While many of the detainees they worked with had asked to meet with counselors or therapists, officials at York had not followed up with these requests. Berthold and Heller conducted mental health evaluations that could be used to support the detainees’ claims in their asylum proceedings but also provided an outlet for refugees to talk about their experiences in ways they had not previously been afforded.
“The two clients we worked with both told us both that they really appreciated the opportunity to tell their story, because it felt like they were relieving some of the pressure that they had to keep inside by just trying to keep the story and not having anyone to share it with,” Gomez said. “As legal professionals, and as law students, we were concerned because we’re providing legal services – we’re not trained to offer therapy or mental health counseling – but it was just a reflection of how much of need for that there is in this system.”
While the York teams didn’t experience the same administrative difficulties as the Berks teams – in fact, Gomez said, the correction officers at York were generally pleasant and interested in the work the volunteers were doing – the teams struggled with the limited amount of time they had to meet with clients to prepare the necessary documents to make their legal claims.
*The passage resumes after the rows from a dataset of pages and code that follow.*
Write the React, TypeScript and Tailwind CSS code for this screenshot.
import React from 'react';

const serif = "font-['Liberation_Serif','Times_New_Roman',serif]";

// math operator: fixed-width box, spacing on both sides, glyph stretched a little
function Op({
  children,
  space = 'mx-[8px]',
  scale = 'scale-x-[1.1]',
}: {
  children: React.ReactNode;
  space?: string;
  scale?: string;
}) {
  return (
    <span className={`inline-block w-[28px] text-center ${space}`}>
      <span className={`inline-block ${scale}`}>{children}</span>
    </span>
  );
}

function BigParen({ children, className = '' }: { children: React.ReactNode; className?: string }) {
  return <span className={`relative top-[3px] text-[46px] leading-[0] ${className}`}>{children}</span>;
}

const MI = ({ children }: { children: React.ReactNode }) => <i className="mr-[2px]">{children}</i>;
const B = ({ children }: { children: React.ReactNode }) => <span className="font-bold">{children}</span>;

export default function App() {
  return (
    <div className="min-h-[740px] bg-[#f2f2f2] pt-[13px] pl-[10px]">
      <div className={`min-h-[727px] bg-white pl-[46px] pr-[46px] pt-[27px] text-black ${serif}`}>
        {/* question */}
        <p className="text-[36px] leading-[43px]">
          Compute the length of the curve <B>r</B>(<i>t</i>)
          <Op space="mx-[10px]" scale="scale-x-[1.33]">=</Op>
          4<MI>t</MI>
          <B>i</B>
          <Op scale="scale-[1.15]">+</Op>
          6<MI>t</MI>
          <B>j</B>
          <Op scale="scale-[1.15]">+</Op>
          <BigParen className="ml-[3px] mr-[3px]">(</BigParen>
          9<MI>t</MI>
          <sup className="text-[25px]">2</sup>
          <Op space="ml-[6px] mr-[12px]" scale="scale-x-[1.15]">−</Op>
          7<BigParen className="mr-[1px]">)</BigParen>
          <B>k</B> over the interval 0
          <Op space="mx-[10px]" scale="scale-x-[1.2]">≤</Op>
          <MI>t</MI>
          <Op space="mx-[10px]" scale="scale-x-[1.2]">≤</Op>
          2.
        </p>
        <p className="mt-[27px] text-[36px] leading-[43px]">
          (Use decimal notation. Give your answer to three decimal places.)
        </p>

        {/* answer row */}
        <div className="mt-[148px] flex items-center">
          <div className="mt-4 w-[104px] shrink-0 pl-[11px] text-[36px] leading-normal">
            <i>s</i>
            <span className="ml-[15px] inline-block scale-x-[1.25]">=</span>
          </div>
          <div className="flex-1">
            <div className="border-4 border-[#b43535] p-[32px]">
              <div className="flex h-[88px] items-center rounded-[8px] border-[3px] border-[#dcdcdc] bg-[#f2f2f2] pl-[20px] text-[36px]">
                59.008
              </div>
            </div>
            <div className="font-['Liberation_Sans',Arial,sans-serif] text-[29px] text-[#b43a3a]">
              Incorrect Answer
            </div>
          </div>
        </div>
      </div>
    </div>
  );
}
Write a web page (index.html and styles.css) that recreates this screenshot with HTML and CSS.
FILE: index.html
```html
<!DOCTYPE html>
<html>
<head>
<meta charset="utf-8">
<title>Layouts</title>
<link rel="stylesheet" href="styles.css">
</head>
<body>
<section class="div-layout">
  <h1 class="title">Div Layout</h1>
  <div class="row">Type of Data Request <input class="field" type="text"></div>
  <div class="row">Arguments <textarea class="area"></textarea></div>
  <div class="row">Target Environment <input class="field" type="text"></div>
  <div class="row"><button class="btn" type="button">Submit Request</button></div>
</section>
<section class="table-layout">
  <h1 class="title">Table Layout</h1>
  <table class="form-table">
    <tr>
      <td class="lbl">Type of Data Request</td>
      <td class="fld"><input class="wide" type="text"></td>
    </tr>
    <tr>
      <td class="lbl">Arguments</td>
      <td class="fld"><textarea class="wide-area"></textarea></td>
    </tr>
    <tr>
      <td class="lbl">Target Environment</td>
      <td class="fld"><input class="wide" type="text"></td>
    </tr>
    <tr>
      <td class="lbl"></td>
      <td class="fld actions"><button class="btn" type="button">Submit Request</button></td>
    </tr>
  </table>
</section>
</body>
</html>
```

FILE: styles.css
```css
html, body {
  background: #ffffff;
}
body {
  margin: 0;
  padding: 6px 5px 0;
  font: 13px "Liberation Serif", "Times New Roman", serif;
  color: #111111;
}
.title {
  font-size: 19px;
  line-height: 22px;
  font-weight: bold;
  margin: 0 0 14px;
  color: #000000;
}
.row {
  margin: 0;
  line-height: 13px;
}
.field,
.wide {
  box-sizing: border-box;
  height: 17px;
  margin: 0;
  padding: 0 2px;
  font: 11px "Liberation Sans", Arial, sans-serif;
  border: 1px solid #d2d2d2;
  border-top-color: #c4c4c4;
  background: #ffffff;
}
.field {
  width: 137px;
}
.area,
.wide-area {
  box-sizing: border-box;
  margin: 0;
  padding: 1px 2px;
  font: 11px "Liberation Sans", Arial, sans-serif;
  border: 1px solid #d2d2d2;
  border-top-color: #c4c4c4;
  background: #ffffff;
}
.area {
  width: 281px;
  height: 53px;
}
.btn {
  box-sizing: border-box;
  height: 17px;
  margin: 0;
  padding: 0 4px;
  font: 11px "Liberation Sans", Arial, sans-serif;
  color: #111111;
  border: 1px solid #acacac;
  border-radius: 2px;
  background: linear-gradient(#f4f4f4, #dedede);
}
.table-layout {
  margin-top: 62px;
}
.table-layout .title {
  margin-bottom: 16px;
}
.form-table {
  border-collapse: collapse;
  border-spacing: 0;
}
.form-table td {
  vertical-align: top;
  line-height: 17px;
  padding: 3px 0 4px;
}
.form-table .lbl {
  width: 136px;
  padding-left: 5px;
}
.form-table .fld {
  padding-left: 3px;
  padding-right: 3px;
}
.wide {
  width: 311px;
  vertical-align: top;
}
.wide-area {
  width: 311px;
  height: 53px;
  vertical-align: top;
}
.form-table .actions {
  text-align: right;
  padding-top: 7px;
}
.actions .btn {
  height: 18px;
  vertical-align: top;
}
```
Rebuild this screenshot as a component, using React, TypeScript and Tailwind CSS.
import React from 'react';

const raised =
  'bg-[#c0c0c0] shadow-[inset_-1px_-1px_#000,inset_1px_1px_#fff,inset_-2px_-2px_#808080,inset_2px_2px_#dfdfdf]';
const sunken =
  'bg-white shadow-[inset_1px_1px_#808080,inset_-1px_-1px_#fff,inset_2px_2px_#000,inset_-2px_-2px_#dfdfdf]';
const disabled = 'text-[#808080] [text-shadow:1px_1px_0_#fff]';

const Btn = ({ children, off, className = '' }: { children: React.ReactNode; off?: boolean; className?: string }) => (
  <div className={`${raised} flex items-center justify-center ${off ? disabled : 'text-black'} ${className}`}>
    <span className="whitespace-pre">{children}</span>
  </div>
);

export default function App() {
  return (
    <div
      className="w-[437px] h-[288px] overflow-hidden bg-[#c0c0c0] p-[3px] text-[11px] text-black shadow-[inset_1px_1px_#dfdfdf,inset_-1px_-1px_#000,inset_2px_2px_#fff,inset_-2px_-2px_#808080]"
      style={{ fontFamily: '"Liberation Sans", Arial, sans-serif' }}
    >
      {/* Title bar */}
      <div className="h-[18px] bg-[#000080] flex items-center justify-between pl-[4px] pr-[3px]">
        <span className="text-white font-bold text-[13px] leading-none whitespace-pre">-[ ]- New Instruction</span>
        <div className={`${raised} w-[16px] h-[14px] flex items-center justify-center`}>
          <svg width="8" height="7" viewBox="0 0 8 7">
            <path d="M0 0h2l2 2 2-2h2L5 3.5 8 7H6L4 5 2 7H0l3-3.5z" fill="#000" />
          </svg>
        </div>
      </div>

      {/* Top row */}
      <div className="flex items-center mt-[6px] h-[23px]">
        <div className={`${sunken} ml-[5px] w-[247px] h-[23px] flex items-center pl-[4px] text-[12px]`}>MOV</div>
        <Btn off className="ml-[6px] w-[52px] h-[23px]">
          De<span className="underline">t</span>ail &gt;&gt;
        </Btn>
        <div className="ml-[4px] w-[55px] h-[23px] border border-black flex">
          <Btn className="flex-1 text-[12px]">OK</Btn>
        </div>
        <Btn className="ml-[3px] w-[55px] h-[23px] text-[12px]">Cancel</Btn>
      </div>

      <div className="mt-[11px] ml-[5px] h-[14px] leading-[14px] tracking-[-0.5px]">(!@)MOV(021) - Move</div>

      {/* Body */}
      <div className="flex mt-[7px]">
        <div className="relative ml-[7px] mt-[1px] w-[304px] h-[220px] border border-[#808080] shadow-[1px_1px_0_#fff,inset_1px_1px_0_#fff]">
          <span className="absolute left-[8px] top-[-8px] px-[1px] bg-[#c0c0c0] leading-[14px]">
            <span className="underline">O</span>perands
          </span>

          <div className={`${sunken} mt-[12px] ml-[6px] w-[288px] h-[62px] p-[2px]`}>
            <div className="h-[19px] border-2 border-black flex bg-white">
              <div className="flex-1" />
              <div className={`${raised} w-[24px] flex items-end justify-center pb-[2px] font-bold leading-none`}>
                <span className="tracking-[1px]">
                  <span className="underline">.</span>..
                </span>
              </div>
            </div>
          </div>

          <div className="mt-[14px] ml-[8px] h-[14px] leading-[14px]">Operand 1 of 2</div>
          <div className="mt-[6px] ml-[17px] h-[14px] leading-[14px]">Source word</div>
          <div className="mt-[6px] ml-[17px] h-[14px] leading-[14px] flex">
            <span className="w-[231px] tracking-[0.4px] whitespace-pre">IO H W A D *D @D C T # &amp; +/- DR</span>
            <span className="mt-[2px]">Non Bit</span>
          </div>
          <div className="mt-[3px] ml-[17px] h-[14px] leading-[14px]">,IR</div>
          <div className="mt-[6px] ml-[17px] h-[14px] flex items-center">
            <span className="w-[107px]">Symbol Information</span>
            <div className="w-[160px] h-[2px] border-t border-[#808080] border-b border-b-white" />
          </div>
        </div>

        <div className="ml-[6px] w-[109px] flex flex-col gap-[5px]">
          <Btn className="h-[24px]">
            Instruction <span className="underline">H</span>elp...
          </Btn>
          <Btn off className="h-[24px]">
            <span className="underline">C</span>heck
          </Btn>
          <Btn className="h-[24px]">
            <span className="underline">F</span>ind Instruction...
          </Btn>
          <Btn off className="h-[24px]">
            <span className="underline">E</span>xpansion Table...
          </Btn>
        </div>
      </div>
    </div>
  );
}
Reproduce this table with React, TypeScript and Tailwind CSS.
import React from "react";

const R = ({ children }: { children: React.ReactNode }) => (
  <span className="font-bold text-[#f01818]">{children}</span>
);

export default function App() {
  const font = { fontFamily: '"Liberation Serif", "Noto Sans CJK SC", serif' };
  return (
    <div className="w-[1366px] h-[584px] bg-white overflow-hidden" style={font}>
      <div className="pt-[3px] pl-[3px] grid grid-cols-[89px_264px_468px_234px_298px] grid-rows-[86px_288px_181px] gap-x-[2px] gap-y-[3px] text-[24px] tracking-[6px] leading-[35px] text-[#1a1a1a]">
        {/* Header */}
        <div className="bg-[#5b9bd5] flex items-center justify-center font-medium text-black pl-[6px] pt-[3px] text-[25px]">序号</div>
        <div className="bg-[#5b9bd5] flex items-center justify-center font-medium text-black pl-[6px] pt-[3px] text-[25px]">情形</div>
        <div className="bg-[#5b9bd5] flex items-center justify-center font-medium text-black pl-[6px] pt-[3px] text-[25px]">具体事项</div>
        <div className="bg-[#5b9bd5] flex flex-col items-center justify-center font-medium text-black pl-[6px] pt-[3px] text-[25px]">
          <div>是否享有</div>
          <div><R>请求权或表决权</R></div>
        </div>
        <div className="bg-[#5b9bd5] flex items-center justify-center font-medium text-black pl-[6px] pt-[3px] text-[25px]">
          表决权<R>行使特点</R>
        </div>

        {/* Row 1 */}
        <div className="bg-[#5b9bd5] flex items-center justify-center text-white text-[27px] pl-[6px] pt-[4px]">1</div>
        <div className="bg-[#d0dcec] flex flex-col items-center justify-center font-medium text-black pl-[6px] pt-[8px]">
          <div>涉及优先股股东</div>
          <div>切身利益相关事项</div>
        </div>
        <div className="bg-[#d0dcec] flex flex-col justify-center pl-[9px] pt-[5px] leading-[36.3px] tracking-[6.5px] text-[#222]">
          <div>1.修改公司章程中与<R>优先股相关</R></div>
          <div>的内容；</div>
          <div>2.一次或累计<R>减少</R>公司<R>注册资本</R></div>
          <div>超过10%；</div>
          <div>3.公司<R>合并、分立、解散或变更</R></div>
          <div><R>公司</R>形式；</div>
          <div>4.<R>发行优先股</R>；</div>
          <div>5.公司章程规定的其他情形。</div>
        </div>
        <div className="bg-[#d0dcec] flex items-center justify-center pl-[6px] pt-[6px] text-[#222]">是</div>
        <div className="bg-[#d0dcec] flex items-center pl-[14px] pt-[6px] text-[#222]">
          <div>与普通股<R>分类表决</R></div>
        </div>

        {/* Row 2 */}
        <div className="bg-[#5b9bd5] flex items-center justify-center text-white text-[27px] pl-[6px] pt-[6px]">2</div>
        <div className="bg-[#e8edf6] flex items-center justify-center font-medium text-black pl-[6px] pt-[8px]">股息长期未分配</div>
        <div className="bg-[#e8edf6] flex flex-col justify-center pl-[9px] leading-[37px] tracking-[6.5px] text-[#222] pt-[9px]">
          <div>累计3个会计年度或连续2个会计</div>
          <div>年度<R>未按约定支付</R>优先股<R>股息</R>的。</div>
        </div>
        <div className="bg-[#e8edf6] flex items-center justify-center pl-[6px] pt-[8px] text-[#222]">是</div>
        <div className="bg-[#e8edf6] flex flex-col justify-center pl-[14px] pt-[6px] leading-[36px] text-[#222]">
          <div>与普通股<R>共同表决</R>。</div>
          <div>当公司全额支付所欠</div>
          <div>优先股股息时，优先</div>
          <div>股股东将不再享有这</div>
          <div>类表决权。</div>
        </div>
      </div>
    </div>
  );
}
Gomez said that the law student volunteers who had worked through the Asylum and Human Rights Clinic – where they take a pro bono case and work deliberately with one client on their immigration claim throughout the semester – were able to contrast that experience with the rapid-fire, on-the-spot, and limited resource experience of working in a detention facility.
“The term that we kept throwing around was ‘crisis lawyering,’” said Gomez. “One student found it very gratifying and a capstone to the clinic experience, because what she got to learn through the slow deliberate process she got to apply in a very different environment, which is probably more akin to working in under-resourced, over-worked, nonprofit-organization-type of public interest work.”
When asked what their advice would be to anyone considering participating in a future Immigration Detention Service Project trip, Bauer, Berthold and Gomez all responded with a very emphatic, “Do it!”
“‘Do it’ sounds like sort of a joke answer, but it really isn’t,” said Gomez. “We’re unique in that we bring the social work contingent and we bring undergrad interpreters who we train. So, our system is pretty great…but, the collaboration that we have with social workers just elevates the quality of work that we can do.”
“There’s really keen dedication and expertise that’s been built through partnership with the law school’s Asylum and Human Rights Clinic,” Berthold said. “We’ve been building capacity as a project, but there’s just such an enormous need that we want to continue to build capacity.”
UConn’s Immigration Detention Service Project is supported by funding from the UConn Foundation; the Schools of Social Work and Law; and UConn’s Human Rights Institute.